Não levanto bandeira neo-durheimiana, muito menos se trata
de tentar mitificar outros intelectualmente respeitáveis
cientistas sociais. Tenho apenas a intenção de trazer a
memória, que as lutas, fazem parte da história das Ciências
Sociais, e suas vitórias, estão descritas em muitas de suas
páginas. A luta de hoje é tão honrosa, quanto outras que
passaram, e decerto, quanto outras que virão. Não chegou
a ser um golpe (inapelável como o de Durkheim aos seus adversários),
o veto por parte do nosso Presidente. Para alguns, o veto
já era até esperado. Muitos ressaltam a contradição de um
sociólogo vetar a inclusão da Sociologia e da Filosofia
no ensino médio, e têm razão, pois embora a contradição
seja uma força propulsora e pertinente às Ciências Sociais,
lhe é também traço marcante o seu caráter discursivo, e
nos estranha não no Presidente, mas no sociólogo, tamanha
pobreza de argumentos. É difícil decidir o que é pior, se
acreditar que realmente se trata de debilidade na construção
e verbalização dos motivos que levaram ao veto, ou se o
que vimos representa nada menos que o mais completo descaso.
Marx escrevera em “O Dezoito Brumário” que “os homens fazem
sua própria história, mas não a fazem como querem; não a
fazem sob circunstâncias de sua escolha e sim sob aquelas
com que se defrontam diretamente, legadas e transmitidas
pelo passado”. Os homens a que Marx faz referência representam
as classes, que em conflito movimentam a história, e fazem
acontecer. Quando as classes evitam o confronto, Marx afirma
se tratar de um período improdutivo, “sem relevância” da
história, marcado por “paixões sem verdade, verdades sem
paixões, heróis sem feitos heróicos, história sem acontecimentos;
desenvolvimento cuja única força propulsora parece ser o
calendário (...)”. As “circunstâncias” sob as quais se encontra
a luta de hoje, não foram escolhidas, mas são as que se
deve defrontar diretamente. Assim, cabe fazer uma pergunta:
Qual a história de amanhã que hoje se pretende fazer acontecer?
(...).
Tornar obrigatório o ensino de Sociologia e de Filosofia
no ensino médio, é tão importante quanto sua legitimação
por parte da sociedade, outro desafio que gradativamente
vem sendo superado. Mais do que ornamentações pedagógicas,
ou meros limbos curriculares, a docência destas disciplinas
vem para contribuir de modo específico e peculiar junto
às demais disciplinas para construção de uma sociedade reflexiva,
investigadora de seu meio, e capaz de problematizar sua
própria realidade. Decerto não só é possível, embora não
simples, mas imprescindível, apresentar aos educandos esse
“modo de pensar, de sentir e de agir”. Não se trata de querer
formar sociólogos no ensino médio, muito menos no fundamental.

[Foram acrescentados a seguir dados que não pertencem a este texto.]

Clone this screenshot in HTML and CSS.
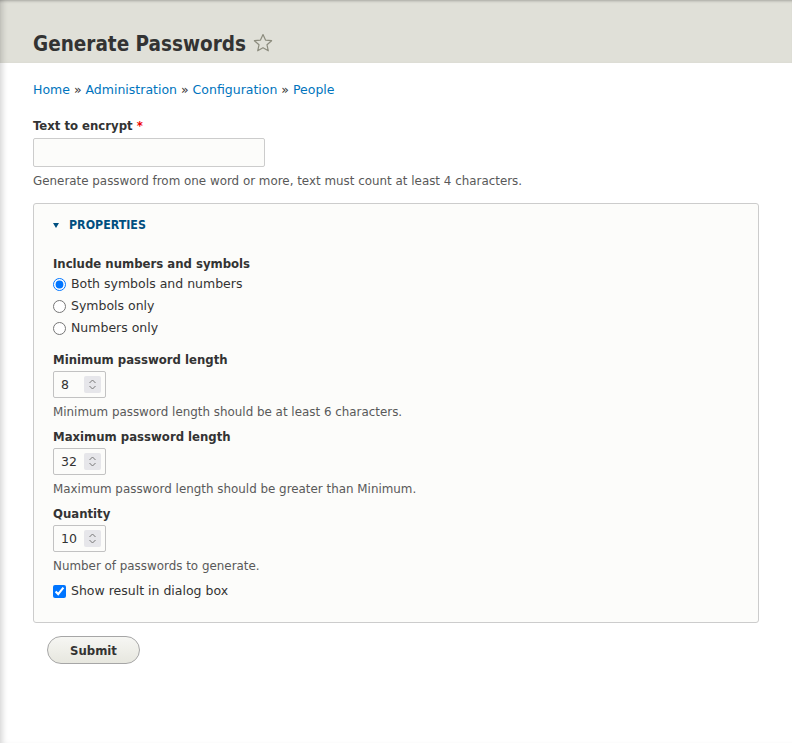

No entanto o que se tenta não é nada impossível ou utópico,
pois a Sociologia e/ou a Filosofia não têm a pretensão de
ser (como acreditava Mário de Andrade, entre outros pensadores
em meados da década de 20/30) “a arte de salvar rapidamente
o Brasil”. As intenções não são tão ambiciosas, ou absurdas.
Busca-se somente, empregando seus conceitos e métodos apenas
facilitar e possibilitar ao educando, que ele consiga despertar
em si mesmo um novo foco de seu próprio meio, e daí exercitar
o início de um pensamento crítico e/ou reflexivo que o leve
a perceber em alguns antes desimportantes detalhes, fatos
ou frases, as contradições, as desigualdades, a realidade
a sua volta e que assim ele possa se perceber em seu grupo,
como parte deste grupo, se individuar, se compreender e
compreender as diferenças, busca-se não mais que favorecer
a cidadania, a tolerância, a coesão e o desenvolvimento
social.
A história de amanhã que se tenta escrever hoje, é a de uma
comunidade coesa, de uma sociedade que compreende suas
diferenças, que é capaz de problematizar seu meio, que
luta por seus ideais próprios de progresso, pela cidadania,
e contra a intolerância, o individualismo e o etnocentrismo.
A Sociologia e a Filosofia vêm com o modesto, porém probo
intuito de trabalhar junto às demais disciplinas para
o desenvolvimento do educando, e da comunidade. Para alcançar
o que se almeja não há truques, e nem se desdobrará por
encanto. A luta prossegue, e a cidadania agradece.